Provided data>
══════════════════════════════
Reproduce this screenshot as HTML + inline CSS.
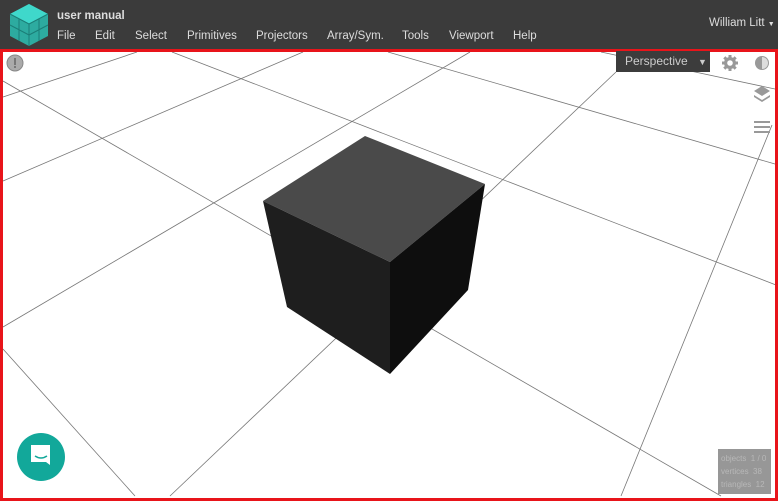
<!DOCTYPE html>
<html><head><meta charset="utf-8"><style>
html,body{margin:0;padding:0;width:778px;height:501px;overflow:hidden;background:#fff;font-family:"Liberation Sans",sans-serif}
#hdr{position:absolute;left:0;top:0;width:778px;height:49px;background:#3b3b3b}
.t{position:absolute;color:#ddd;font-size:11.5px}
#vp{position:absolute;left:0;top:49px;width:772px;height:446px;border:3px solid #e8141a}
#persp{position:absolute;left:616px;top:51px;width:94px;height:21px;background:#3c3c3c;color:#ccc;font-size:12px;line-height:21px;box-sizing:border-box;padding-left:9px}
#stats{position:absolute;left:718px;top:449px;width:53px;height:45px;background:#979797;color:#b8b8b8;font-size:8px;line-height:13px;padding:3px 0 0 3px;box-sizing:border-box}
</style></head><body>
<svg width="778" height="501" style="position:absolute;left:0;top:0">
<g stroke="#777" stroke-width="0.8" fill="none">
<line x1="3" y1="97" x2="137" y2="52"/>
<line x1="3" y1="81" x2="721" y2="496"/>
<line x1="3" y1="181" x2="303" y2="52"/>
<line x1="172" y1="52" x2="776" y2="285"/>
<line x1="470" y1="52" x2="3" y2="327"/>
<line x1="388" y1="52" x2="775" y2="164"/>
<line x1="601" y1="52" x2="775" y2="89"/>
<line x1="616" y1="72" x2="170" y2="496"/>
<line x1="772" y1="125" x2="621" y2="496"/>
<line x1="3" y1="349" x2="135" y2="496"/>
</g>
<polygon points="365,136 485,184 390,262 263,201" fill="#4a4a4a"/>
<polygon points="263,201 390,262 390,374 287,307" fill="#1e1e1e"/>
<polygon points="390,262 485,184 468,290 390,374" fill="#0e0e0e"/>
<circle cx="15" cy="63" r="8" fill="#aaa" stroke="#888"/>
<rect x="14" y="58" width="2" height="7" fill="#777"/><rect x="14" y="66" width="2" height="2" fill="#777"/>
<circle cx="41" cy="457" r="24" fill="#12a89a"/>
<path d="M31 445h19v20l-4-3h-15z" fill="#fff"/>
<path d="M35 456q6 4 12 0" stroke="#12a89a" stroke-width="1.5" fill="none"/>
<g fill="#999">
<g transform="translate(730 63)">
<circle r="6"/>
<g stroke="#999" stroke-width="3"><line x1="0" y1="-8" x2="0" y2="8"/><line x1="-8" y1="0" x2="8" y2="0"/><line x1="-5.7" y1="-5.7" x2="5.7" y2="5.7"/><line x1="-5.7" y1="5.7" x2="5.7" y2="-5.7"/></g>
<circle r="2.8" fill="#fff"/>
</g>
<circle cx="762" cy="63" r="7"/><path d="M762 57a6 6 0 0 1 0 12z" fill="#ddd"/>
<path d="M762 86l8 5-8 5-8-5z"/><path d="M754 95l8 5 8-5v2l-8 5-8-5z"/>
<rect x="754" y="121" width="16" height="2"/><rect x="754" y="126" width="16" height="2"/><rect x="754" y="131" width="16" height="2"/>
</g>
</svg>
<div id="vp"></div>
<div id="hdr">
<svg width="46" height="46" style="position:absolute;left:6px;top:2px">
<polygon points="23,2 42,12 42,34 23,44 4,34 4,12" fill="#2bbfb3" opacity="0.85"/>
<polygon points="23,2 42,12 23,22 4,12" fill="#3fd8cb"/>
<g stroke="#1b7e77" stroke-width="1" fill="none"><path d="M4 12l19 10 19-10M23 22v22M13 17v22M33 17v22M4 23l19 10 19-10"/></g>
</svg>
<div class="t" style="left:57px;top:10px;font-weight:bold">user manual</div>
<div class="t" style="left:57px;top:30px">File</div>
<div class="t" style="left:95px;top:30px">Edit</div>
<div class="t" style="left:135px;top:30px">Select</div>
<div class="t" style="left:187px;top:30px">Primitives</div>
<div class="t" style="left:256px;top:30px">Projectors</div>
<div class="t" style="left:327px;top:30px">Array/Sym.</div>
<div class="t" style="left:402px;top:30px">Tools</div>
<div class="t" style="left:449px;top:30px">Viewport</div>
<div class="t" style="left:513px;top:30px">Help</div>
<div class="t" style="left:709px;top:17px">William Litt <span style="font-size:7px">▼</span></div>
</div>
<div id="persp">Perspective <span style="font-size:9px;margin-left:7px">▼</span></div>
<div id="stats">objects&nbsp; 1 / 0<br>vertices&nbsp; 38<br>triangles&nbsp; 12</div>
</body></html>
══════════════════════════════
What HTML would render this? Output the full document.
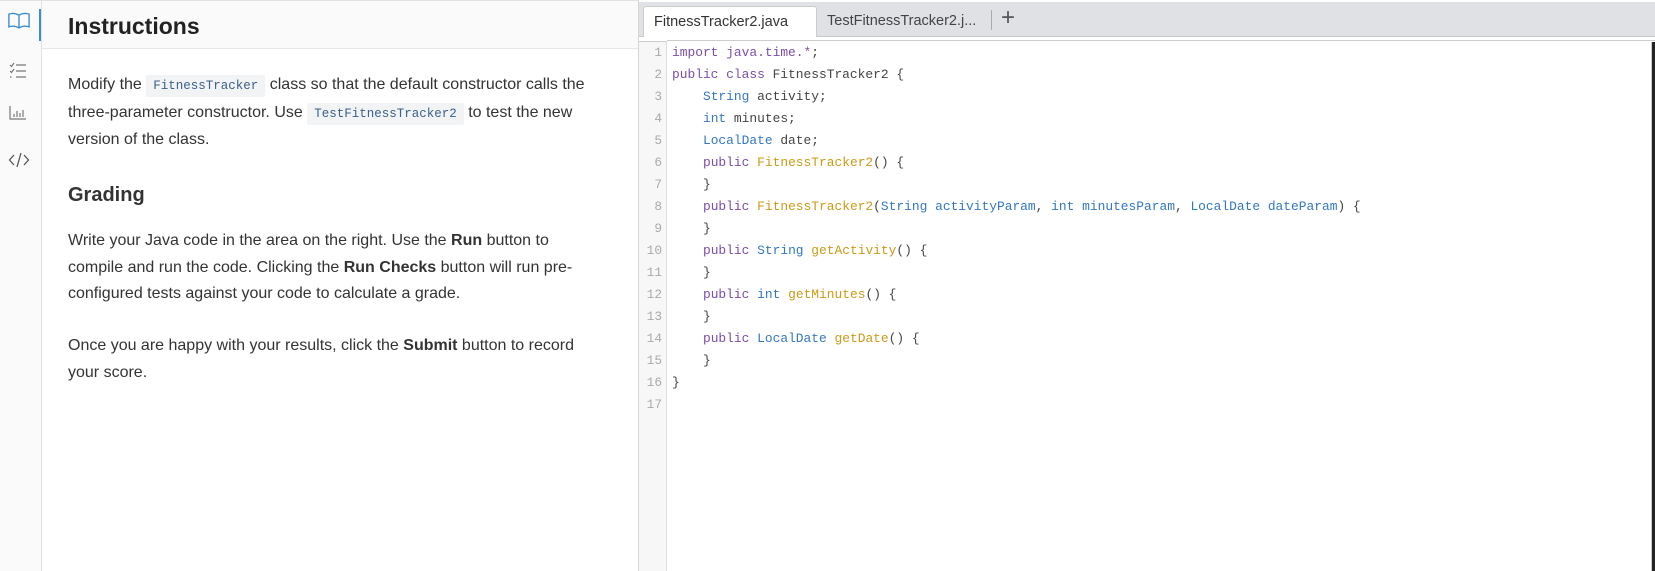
══════════════════════════════
Request>
Locate all lines in the listing above with the word "this". Copy them.

Solved problem>
Reproduce this screenshot as HTML + inline CSS.
What HTML would render this? Output the full document.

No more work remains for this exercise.